Over 700 court cases now involve AI hallucination issues. Even the best specialised legal AI tools hallucinate in 17-33% of responses. Verification against primary sources is non-negotiable.
The architectural difference that matters is how a tool handles citations. A tool that anchors every claim to a specific passage in a specific document gives you something to verify. A tool that generates a narrative and lists sources does not.
Never use a general-purpose AI tool as your primary legal research tool. If you use AI, use a tool built with citation verification architecture, and still verify critical claims against the primary source.
Specialist Free Resources
- GDPRhub (gdprhub.eu) - DPA decisions across EU member states with English summaries
- GDPR-Text.com - annotated article-by-article GDPR with recitals and commentary
- artificialintelligenceact.eu - annotated EU AI Act with explanatory commentary
- DORA tracker and CSRD transposition tracker - national implementation monitoring
How to Evaluate Any Legal Research Tool
Coverage
- Which specific jurisdictions are covered, and how deep?

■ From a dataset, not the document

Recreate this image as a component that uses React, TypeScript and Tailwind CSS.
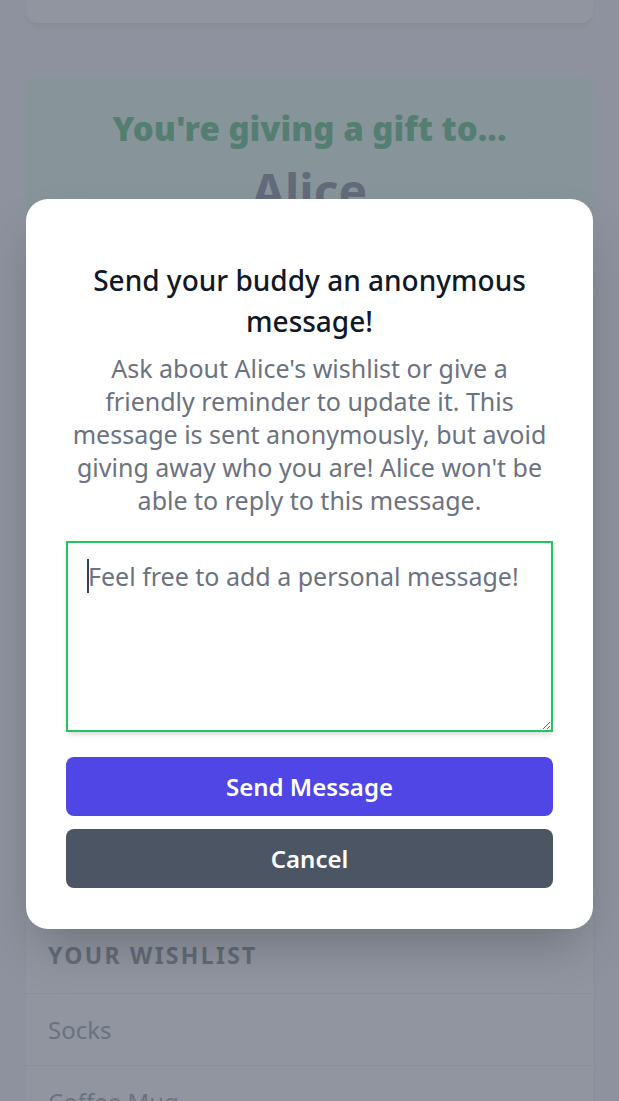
import React from 'react';

const font = { fontFamily: '"Noto Sans", "Open Sans", Arial, sans-serif' };

const wishlist = ['Socks', 'Coffee Mug'];

const Background: React.FC = () => (
  <div className="min-h-[1101px] bg-[#f3f4f6] px-[26px]">
    <div className="h-[23px] rounded-b-xl bg-white shadow-md" />

    <div className="mt-[54px] h-[330px] rounded-lg bg-[#dcfce7] pt-[28px] text-center">
      <p className="text-[33px] leading-[48px] font-black text-[#16a34a]">
        You're giving a gift to...
      </p>
      <p className="mt-[6px] text-[48px] leading-[64px] font-bold text-[#4b5563]">
        Alice
      </p>
    </div>

    <div className="mt-[500px] rounded-lg bg-white shadow-sm">
      <div className="px-[22px] pt-[32px] pb-[22px] text-[23px] leading-[32px] font-bold tracking-[0.1em] text-[#4b5563]">
        YOUR WISHLIST
      </div>
      {wishlist.map((item) => (
        <div
          key={item}
          className="border-t border-[#e5e7eb] px-[22px] py-[18px] text-[24px] leading-[35px] text-[#6b7280]"
        >
          {item}
        </div>
      ))}
    </div>
  </div>
);

const Modal: React.FC = () => (
  <div className="absolute top-[199px] left-[26px] w-[567px] rounded-[22px] bg-white px-[40px] pt-[61px] pb-[41px] text-center shadow-2xl">
    <h2 className="text-[28px] leading-[41px] font-medium text-[#111827]">
      Send your buddy an anonymous message!
    </h2>
    <p className="mt-[10px] px-[6px] text-[25px] leading-[33px] text-[#6b7280]">
      Ask about Alice's wishlist or give a friendly reminder to update it. This
      message is sent anonymously, but avoid giving away who you are! Alice
      won't be able to reply to this message.
    </p>

    <div className="relative mt-[24px]">
      <textarea
        className="block h-[191px] w-full border-2 border-[#22c55e] px-[20px] py-[16px] text-left text-[25px] leading-[34px] text-[#111827] shadow-md outline-none placeholder:text-[#6b7280]"
        style={font}
        placeholder="Feel free to add a personal message!"
      />
      <span className="absolute top-[18px] left-[21px] h-[34px] w-[2px] bg-[#374151]" />
    </div>

    <div className="mt-[25px] flex flex-col gap-[13px]">
      <button className="h-[59px] rounded-lg bg-[#4f46e5] text-[24px] font-semibold text-white">
        Send Message
      </button>
      <button className="h-[59px] rounded-lg bg-[#4b5563] text-[24px] font-semibold text-white">
        Cancel
      </button>
    </div>
  </div>
);

export default function App() {
  return (
    <div className="relative h-[1101px] overflow-hidden" style={font}>
      <Background />
      <div className="absolute inset-0 bg-[#6b7280]/75" />
      <Modal />
    </div>
  );
}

- Case law, legislation, or both?
- How is EU legislative coverage handled?
- Are consolidated versions kept current?
AI and Citation Accuracy
- Does the AI anchor responses to specific passages, or generate answers then list sources?
- Any published data on hallucination rate?

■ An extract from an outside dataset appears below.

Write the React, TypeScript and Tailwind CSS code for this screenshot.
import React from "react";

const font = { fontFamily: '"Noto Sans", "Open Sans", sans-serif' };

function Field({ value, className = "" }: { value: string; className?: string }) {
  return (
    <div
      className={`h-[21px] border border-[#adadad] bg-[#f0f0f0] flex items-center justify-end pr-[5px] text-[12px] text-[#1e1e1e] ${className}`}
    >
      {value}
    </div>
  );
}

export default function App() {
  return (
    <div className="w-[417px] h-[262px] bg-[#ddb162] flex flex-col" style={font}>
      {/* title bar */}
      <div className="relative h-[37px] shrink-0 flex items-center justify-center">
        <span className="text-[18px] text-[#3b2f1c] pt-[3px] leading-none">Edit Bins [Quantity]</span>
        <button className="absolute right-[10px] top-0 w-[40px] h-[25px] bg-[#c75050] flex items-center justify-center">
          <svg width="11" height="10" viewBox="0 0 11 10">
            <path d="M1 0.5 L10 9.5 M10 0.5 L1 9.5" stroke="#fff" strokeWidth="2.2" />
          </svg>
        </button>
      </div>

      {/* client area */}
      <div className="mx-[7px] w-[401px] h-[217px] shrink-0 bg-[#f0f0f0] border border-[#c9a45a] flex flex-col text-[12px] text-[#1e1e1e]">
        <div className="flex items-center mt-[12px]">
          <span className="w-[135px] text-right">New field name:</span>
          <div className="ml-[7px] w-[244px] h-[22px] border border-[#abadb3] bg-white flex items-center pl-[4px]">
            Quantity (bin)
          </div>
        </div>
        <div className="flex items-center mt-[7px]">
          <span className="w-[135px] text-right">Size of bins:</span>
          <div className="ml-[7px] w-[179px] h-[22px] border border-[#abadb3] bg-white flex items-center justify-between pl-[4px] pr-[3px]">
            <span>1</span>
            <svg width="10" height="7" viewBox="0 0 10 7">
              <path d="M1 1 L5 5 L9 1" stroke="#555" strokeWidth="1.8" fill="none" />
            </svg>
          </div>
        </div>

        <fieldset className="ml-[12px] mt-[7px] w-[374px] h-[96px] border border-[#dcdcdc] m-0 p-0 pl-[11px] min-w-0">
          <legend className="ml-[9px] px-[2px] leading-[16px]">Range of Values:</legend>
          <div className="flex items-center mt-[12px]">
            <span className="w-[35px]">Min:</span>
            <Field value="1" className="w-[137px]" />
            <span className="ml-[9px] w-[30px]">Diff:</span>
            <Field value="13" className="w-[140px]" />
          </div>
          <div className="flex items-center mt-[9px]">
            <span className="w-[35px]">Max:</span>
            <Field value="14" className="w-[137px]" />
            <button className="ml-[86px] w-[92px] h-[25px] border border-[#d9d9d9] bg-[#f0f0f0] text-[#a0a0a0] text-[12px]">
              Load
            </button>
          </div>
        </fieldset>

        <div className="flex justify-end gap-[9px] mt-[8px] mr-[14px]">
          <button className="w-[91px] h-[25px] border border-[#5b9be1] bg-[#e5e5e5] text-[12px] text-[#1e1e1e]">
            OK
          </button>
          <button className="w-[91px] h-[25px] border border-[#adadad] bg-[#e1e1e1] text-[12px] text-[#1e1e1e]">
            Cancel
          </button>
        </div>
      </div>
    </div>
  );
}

- Can you verify every claim against a linked primary source?
Updates and Pricing
- How long for a new act to appear after publication?
- Is pricing published or sales-conversation only?
- Annual contracts or monthly billing?
- Meaningful trial period?
Recommended Stacks by User Type
Law Student
- EUR-Lex for primary EU texts (free)
- BAILII for UK case law (free)
- Curia for CJEU judgments (free)
- Venato Light at $19/month for citation-based EU legislative research
- GDPRhub and specialist resources as needed
Junior Lawyer at a Firm
- Firm's Westlaw or LexisNexis for case law and secondary sources
- Venato for EU legislative research where the firm's platform runs thin
- EUR-Lex and Curia for primary source verification
Solo or Small Firm
- Venato (Standard or Plus) as primary EU research platform
- EUR-Lex and Curia for primary source access
- BAILII for UK materials
In-House Compliance
- A targeted tool covering specific regulatory areas is better value than a general Westlaw seat
- Venato Pro plans offer unlimited users from $249/month
- Regulatory change alerts matter most for in-house work
Where Legal Research Is Heading
Enterprise AI is consuming the large-firm market. CoCounsel at one million users, Legora at $5.55 billion, Harvey raising successive rounds. The more interesting development for students and junior lawyers is the democratisation of citation-based AI. The architecture once only available at $500/month is now accessible at $19/month.
The hallucination problem will not disappear. The lawyers who do well in the AI research era will be the ones who understand the difference between a tool that generates plausible text and a tool that anchors every claim to a verifiable source.
Build a stack you understand. Know what each tool is good at and where it stops. Verify what matters. That is the research discipline that will still be valuable when the tools change again.